Europe’s Digital Agenda: Is the AI Act the Final Act? In Search of Common Principles

International conference

Over the past five years the European Union legislature has passed a flurry of ambitious directives and regulations dealing with various aspects of Europe’s digital economy: the Digital Single Market (DSM) Directive (2019), the Open Data Directive (2019), the Data Governance Act (2022), the Digital Services Act (2022), the Digital Market Act (2022), and the Data Act (2023). The Artificial Intelligence Act is soon to follow.

While these legal instruments touch upon different legal domains, ranging from intellectual property law, freedom of government information and data protection to media regulation, competition law, and consumer protection, there is considerable overlap – and increasing confusion about their reach and scope, the new governance structures they establish, and their underlying policies.

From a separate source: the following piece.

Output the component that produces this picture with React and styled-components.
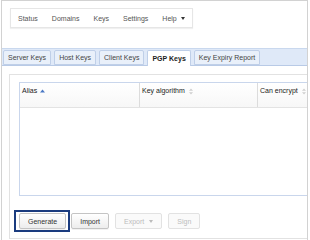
import React from 'react';
import styled, { createGlobalStyle } from 'styled-components';

const GlobalStyle = createGlobalStyle`
  html, body {
    margin: 0;
    padding: 0;
    background: #ffffff;
    overflow: hidden;
  }
  body {
    font-family: "Liberation Sans", Arial, sans-serif;
    font-size: 7px;
    color: #333333;
  }
`;

const NAV_ITEMS = ['Status', 'Domains', 'Keys', 'Settings', 'Help'];
const TABS = ['Server Keys', 'Host Keys', 'Client Keys', 'PGP Keys', 'Key Expiry Report'];

const COLUMNS = [
  { label: 'Alias', width: 119, sort: 'asc' },
  { label: 'Key algorithm', width: 118, sort: 'none' },
  { label: 'Can encrypt', width: 60, sort: 'none' },
];

const SortIcon = ({ sort }) => {
  if (sort === 'asc') {
    return (
      <svg width="5" height="4" viewBox="0 0 5 4">
        <path d="M0 3.5 L2.5 0.5 L5 3.5 Z" fill="#4a78c4" />
      </svg>
    );
  }
  return (
    <svg width="4" height="7" viewBox="0 0 4 7">
      <path d="M0 2.8 L2 0.6 L4 2.8 Z" fill="#cfcfcf" />
      <path d="M0 4.2 L2 6.4 L4 4.2 Z" fill="#cfcfcf" />
    </svg>
  );
};

const App = () => {
  return (
    <>
      <GlobalStyle />
      <Frame>
        <NavRow>
          <Nav>
            {NAV_ITEMS.map((item) => (
              <NavItem key={item}>
                {item}
                {item === 'Help' && <Caret />}
              </NavItem>
            ))}
          </Nav>
        </NavRow>
        <TabBar>
          {TABS.map((tab) => (
            <Tab key={tab} active={tab === 'PGP Keys'}>
              {tab}
            </Tab>
          ))}
        </TabBar>
        <Panel>
          <Table>
            <HeaderRow>
              {COLUMNS.map((col) => (
                <HeaderCell key={col.label} style={{ width: col.width }}>
                  {col.label}
                  <SortSlot wide={col.sort === 'asc'}>
                    <SortIcon sort={col.sort} />
                  </SortSlot>
                </HeaderCell>
              ))}
            </HeaderRow>
          </Table>
          <ButtonRow>
            <FocusRing>
              <Button>Generate</Button>
            </FocusRing>
            <Button>Import</Button>
            <Button disabled>
              Export
              <Caret disabled />
            </Button>
            <Button disabled>Sign</Button>
          </ButtonRow>
        </Panel>
      </Frame>
    </>
  );
};

const Frame = styled.div`
  margin-left: 1px;
  width: 305px;
  height: 239px;
  overflow: hidden;
  border: 1px solid #d2d2d2;
  border-bottom: none;
  display: flex;
  flex-direction: column;
`;

const NavRow = styled.div`
  display: flex;
  padding: 7px 0 0 8px;
`;

const Nav = styled.ul`
  display: flex;
  align-items: center;
  margin: 0;
  padding: 0;
  list-style: none;
  height: 18px;
  border: 1px solid #e6e6e6;
  box-shadow: 0 1px 1px rgba(0, 0, 0, 0.06);
  background: #ffffff;
`;

const NavItem = styled.li`
  display: flex;
  align-items: center;
  gap: 4px;
  padding: 0 7px;
  color: #555555;
`;

const Caret = styled.span`
  display: inline-block;
  width: 0;
  height: 0;
  border-left: 2.5px solid transparent;
  border-right: 2.5px solid transparent;
  border-top: 3px solid ${(p) => (p.disabled ? '#bbbbbb' : '#333333')};
`;

const TabBar = styled.div`
  display: flex;
  align-items: flex-end;
  gap: 3px;
  margin-top: 20px;
  height: 16px;
  padding-left: 1px;
  background: #dfe9f8;
  border-top: 1px solid #c9d8ee;
  border-bottom: 1px solid #b8cae6;
  flex-shrink: 0;
`;

const Tab = styled.div`
  display: flex;
  align-items: center;
  box-sizing: border-box;
  height: ${(p) => (p.active ? '16px' : '15px')};
  margin-bottom: ${(p) => (p.active ? '-1px' : '0')};
  padding: 0 4px;
  border: 1px solid #bfcfe8;
  border-bottom: ${(p) => (p.active ? 'none' : '1px solid #bfcfe8')};
  border-radius: 2px 2px 0 0;
  background: ${(p) => (p.active ? '#ffffff' : '#e9f0fa')};
  font-weight: ${(p) => (p.active ? 700 : 400)};
  color: ${(p) => (p.active ? '#222222' : '#444444')};
  white-space: nowrap;
`;

const Panel = styled.div`
  margin: 8px 0 0 7px;
  padding: 7px 0 6px 9px;
  border: 1px solid #e2e2e2;
  border-right: none;
  display: flex;
  flex-direction: column;
  flex-shrink: 0;
`;

const Table = styled.div`
  width: 300px;
  height: 112px;
  border: 1px solid #c9d6ec;
  border-right: none;
  background: #ffffff;
`;

const HeaderRow = styled.div`
  display: flex;
  height: 24px;
  border-bottom: 1px solid #e3e3e3;
  background: linear-gradient(#ffffff, #f7f7f7);
`;

const HeaderCell = styled.div`
  display: flex;
  align-items: flex-start;
  box-sizing: border-box;
  padding: 4px 2px 0 2px;
  border-left: 1px solid #dcdcdc;
  color: #222222;
  white-space: nowrap;
  flex-shrink: 0;

  &:first-child {
    border-left: none;
  }
`;

const SortSlot = styled.span`
  display: flex;
  margin-left: ${(p) => (p.wide ? '3px' : '4px')};
  margin-top: ${(p) => (p.wide ? '2px' : '0.5px')};
`;

const ButtonRow = styled.div`
  display: flex;
  align-items: center;
  gap: 6px;
  margin-top: 14px;
`;

const FocusRing = styled.div`
  display: flex;
  padding: 1px 2px 1px 3px;
  margin-left: -5px;
  margin-right: -5px;
  border: 2px solid #1b3c7f;
`;

const Button = styled.button`
  display: flex;
  align-items: center;
  gap: 5px;
  height: 16px;
  padding: 0 8px;
  font-family: inherit;
  font-size: 7px;
  border-radius: 2px;
  border: 1px solid ${(p) => (p.disabled ? '#e2e2e2' : '#c4c4c4')};
  background: ${(p) =>
    p.disabled ? '#fafafa' : 'linear-gradient(#ffffff, #ededed)'};
  color: ${(p) => (p.disabled ? '#bcbcbc' : '#333333')};
  box-shadow: ${(p) => (p.disabled ? 'none' : '0 1px 0 rgba(0,0,0,0.05)')};
`;

export default App;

The forthcoming AI Act is exemplary. If adopted, it will introduce a ban on high-risk AI technologies, establish far reaching transparency measures, demand human oversight, prohibit misleading uses of AI, create new supervisory authorities, and enhance protection of human creators against being “trained” by LLM’s.

This international conference – the first of its kind – searches for common principles and doctrines in Europe’s Digital Agenda, and queries what will be the EU’s next step – if any – in its regulatory adventure in the digital field. It will also compare Europe’s Digital Agenda to developments in the United States and look at the impact of the new European rules on enterprises in the ICT sector in Europe, particularly start-ups.